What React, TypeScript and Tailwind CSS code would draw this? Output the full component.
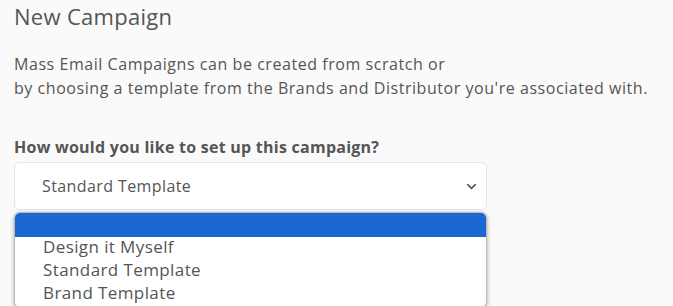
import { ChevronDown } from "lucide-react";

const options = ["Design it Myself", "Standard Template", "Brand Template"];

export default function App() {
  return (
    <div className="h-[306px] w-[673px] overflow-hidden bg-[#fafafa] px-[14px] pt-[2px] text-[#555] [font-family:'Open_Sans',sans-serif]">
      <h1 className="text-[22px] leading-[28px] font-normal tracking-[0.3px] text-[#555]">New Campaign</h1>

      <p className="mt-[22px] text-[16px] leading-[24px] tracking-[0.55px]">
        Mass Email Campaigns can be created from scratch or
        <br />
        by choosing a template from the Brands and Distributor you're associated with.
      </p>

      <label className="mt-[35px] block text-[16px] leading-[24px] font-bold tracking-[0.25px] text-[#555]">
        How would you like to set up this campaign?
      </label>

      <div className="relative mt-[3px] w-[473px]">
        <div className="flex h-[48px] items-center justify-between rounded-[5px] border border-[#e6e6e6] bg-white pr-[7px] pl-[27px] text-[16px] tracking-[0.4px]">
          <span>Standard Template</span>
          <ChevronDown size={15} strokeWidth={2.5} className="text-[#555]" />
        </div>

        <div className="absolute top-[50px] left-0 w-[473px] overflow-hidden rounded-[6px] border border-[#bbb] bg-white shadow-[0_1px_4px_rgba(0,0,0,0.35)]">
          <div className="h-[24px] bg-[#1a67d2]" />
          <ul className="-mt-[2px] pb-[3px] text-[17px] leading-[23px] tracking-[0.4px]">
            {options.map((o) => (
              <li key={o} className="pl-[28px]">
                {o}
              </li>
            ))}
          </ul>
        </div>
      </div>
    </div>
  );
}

════

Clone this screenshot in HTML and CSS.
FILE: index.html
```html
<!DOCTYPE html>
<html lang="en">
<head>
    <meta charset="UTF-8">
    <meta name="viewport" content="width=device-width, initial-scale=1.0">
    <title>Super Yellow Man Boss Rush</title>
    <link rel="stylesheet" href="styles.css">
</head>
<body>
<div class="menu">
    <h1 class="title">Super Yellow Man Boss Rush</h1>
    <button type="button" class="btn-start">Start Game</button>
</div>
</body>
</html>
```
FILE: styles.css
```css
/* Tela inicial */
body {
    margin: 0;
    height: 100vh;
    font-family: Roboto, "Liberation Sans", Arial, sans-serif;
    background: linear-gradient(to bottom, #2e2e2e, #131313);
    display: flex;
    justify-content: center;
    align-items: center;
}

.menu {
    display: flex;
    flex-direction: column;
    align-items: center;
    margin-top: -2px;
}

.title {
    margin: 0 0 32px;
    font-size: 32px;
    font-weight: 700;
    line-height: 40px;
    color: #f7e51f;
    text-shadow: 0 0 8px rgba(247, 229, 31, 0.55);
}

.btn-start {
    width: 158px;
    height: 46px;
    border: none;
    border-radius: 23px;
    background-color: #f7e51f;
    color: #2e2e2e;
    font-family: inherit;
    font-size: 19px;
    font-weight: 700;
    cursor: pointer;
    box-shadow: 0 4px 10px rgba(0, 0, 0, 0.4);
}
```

════

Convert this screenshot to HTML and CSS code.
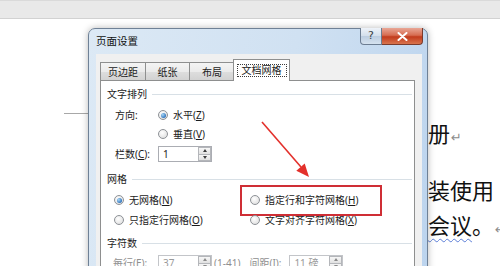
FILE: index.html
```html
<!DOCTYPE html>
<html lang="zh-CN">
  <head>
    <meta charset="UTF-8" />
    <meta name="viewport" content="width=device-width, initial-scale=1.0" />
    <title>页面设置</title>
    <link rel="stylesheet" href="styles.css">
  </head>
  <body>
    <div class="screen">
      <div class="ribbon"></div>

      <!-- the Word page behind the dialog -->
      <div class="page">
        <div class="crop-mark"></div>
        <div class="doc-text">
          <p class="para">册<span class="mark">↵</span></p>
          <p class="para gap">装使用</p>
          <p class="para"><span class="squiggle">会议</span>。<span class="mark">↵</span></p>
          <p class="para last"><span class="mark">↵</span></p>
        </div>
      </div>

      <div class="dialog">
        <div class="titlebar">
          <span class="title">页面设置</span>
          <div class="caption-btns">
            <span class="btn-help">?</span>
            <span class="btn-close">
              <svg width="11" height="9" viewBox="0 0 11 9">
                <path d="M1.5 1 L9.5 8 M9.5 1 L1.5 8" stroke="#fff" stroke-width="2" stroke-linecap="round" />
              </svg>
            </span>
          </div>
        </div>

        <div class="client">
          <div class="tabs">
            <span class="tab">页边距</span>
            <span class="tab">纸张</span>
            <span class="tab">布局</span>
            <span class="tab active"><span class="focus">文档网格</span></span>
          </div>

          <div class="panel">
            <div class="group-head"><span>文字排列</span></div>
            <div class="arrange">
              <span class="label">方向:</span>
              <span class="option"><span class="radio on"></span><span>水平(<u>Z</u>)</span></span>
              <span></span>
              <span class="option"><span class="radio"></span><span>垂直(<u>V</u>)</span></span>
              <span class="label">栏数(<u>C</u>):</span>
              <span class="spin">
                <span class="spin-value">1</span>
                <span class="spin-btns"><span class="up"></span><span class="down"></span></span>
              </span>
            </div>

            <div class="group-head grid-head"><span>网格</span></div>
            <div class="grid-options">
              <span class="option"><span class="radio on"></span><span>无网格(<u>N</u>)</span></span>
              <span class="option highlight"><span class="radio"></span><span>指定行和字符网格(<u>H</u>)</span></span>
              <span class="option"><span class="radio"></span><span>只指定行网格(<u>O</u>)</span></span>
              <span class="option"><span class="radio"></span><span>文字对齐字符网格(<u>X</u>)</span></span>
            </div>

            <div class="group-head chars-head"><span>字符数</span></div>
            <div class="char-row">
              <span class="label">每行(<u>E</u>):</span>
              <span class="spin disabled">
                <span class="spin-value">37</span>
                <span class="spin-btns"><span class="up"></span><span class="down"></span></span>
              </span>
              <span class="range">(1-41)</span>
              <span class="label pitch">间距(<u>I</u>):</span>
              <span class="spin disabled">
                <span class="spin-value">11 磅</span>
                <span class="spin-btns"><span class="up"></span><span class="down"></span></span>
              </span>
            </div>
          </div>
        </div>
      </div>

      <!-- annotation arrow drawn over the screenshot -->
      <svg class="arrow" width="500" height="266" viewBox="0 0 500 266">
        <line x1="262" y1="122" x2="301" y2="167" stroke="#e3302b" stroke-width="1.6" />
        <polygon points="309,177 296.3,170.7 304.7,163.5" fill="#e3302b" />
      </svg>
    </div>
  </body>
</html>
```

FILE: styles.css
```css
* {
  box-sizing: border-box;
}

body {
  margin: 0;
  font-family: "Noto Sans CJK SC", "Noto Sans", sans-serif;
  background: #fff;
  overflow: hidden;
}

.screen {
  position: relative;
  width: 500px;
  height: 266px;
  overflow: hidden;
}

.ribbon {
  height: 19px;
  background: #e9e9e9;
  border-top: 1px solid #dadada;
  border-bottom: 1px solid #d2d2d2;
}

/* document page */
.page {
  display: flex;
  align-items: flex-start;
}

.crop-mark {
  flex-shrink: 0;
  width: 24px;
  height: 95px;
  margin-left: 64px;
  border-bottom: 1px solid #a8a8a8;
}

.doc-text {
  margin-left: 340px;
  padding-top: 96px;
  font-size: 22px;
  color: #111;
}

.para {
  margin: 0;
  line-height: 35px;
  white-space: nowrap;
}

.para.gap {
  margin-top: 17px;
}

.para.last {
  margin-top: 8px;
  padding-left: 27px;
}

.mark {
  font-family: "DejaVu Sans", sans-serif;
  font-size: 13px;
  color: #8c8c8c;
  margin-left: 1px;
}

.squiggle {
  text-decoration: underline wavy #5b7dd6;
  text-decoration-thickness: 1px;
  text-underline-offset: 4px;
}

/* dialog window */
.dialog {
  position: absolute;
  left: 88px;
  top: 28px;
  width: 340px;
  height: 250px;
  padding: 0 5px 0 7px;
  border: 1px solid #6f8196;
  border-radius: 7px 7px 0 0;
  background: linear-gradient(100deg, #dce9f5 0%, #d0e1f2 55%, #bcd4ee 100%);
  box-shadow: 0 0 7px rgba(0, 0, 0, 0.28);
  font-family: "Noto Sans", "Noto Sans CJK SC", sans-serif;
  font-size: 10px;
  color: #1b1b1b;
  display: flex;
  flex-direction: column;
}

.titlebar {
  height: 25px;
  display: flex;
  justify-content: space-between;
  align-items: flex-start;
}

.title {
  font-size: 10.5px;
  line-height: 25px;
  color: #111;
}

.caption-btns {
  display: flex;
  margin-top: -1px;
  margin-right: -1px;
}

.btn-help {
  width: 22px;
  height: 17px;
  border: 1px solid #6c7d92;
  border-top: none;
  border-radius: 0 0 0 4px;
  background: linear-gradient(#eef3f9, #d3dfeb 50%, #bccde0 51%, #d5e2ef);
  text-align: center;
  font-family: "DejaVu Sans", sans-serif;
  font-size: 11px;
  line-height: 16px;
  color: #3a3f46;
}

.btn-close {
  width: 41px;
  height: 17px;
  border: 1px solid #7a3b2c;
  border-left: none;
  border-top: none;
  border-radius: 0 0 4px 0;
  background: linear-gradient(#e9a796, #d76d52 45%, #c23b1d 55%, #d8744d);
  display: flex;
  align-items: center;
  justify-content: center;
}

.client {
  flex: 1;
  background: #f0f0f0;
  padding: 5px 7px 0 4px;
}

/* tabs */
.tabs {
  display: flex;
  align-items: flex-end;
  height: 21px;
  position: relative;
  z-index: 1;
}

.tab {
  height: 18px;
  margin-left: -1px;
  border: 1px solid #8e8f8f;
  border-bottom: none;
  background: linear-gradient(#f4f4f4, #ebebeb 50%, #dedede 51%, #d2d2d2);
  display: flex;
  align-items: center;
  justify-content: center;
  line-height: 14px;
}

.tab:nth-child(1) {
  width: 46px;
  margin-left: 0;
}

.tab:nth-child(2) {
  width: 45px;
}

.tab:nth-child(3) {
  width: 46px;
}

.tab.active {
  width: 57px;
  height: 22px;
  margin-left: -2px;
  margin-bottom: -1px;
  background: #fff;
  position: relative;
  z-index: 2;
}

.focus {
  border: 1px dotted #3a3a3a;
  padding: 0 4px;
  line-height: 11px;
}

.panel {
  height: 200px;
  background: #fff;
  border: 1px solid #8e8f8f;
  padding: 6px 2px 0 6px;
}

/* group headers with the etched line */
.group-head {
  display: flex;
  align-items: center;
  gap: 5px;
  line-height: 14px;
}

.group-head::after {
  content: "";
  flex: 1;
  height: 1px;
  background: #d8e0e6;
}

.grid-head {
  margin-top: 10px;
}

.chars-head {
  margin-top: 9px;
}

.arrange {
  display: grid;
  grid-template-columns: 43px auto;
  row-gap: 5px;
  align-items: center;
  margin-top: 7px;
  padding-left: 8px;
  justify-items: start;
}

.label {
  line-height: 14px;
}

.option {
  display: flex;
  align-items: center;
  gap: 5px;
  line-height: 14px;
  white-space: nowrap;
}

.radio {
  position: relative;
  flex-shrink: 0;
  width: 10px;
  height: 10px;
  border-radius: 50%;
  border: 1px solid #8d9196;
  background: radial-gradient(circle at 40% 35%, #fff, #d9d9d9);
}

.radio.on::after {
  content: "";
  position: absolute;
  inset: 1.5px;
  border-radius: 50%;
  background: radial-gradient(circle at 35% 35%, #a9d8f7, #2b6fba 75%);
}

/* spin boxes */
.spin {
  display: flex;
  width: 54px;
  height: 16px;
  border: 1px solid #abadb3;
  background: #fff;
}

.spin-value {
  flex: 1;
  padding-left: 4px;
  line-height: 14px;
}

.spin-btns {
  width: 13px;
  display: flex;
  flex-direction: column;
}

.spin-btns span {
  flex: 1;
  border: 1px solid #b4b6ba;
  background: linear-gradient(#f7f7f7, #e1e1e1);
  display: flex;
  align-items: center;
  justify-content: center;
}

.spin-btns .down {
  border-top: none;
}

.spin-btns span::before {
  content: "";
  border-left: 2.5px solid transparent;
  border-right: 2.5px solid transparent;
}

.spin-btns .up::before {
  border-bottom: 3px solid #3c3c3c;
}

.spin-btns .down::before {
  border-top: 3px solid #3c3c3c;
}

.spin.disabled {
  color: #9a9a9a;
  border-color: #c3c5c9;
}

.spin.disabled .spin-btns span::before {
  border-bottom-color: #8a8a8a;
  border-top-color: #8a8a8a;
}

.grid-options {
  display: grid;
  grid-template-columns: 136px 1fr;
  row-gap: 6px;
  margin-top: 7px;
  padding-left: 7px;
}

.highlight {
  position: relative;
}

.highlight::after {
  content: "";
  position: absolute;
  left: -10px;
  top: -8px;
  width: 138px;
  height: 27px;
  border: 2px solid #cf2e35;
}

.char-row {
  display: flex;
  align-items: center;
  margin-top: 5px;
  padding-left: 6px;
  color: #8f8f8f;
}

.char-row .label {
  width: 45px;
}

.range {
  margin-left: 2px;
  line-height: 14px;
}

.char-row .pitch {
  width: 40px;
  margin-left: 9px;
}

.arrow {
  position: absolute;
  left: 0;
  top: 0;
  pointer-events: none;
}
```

════

BRIEF -> Your task is to quote, unchanged, only the lines from the line bearing "What React, TypeScript" through the line bearing "leading-[28px] font-normal tracking-[0.3px]"; the pictures are not part of the copy.

ANSWER TO THE PROBLEM ->
What React, TypeScript and Tailwind CSS code would draw this? Output the full component.
import { ChevronDown } from "lucide-react";

const options = ["Design it Myself", "Standard Template", "Brand Template"];

export default function App() {
  return (
    <div className="h-[306px] w-[673px] overflow-hidden bg-[#fafafa] px-[14px] pt-[2px] text-[#555] [font-family:'Open_Sans',sans-serif]">
      <h1 className="text-[22px] leading-[28px] font-normal tracking-[0.3px] text-[#555]">New Campaign</h1>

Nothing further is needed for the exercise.